Anggaran bencana di Jakarta

Menurut data Badan Penanggulangan Bencana Daerah (BPBD) 2018, anggaran mekanisme pencegahan bencana di DKI Jakarta mencapai Rp15,9 miliar.

Dana terbagi dalam dua peruntukan. Satu untuk penanggulangan bencana sejumlah Rp4,3 miliar dan sisanya untuk pelaksanaan teknis pusat data dan informasi kebencanaan sebesar Rp11,6 miliar.

Program penanggulan bencana terbagi menjadi tiga alokasi, Rp1,5 miliar untuk sekolah madrasah aman bencana, pembinaan dan pelatihan masyarakat dan relawan, pembinaan kelurahan tangguh bencana, serta penyediaan perlengkapan logistiknya.

Selanjutnya untuk peningkatan dan pengelolaan kantor, terkait alat tulis kantor, mesin fotokopi, jasa administrasi keuangan, makanan, peralatan rumah tangga, pembayaran listrik sebesar Rp1,3 miliar.
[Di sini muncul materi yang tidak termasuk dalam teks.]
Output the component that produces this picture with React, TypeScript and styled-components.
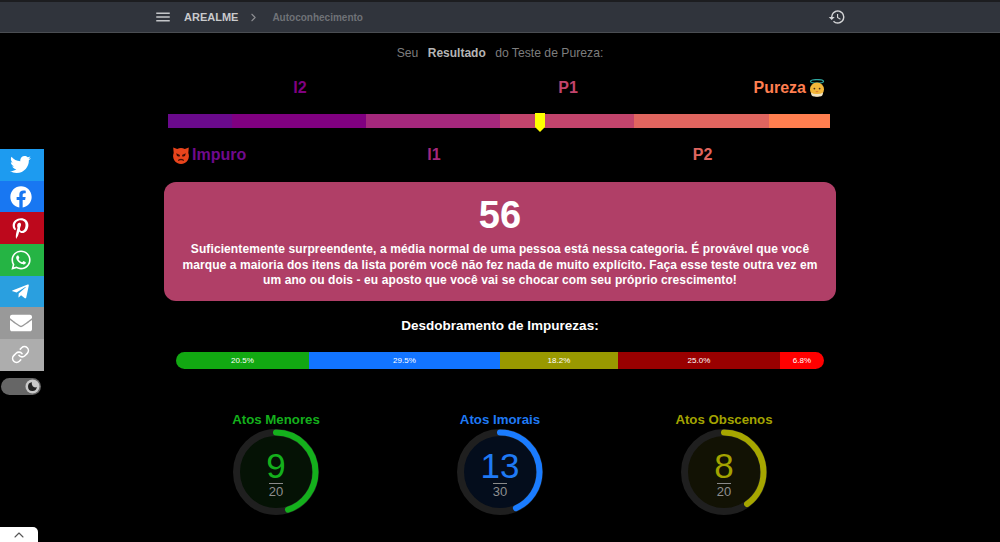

Kemudian Rp312 juta untuk kebutuhan pengelolaan kendaraan operasional dan bahan bakar kendaraan.

Dikutip dari apbd.jakarta.go.id, sejumlah anggaran Pemprov DKI juga mengalokasikan untuk sosialisasi dan tindakan pencegahan bencana. Salah satunya, pelaksanaan kesiapsiagaan penanggulangan bencana Provinsi DKI sebesar Rp880 juta. Dari sekian besarnya anggaran yang ada di BPBD DKI dan Pemprov DKI, sayangnya kejelasan prosedur tangkal bencana masih belum terang. 

Sebelumnya, guncangan gempa 6,1 SR terjadi di Lebak, Banten pada Selasa (22/1), pukul 13.34 WIB. Saat itu, banyak aktivitas masyarakat yang terhenti. Sejumlah warga di Lampung, Jawa Barat, dan Jawa Tengah menyelamatkan diri berhamburan ke tempat aman.

Di Jakarta, karyawan dan anak sekolah juga merasakan guncangan gempa itu. Padahal, jarak Jakarta-Banten sekitar 140 kilometer. Setelah gempa 6,1 SR di Lebak tersebut, gempa susulan mencapai 49 kali hingga Kamis (25/1), pukul 22.30 WIB.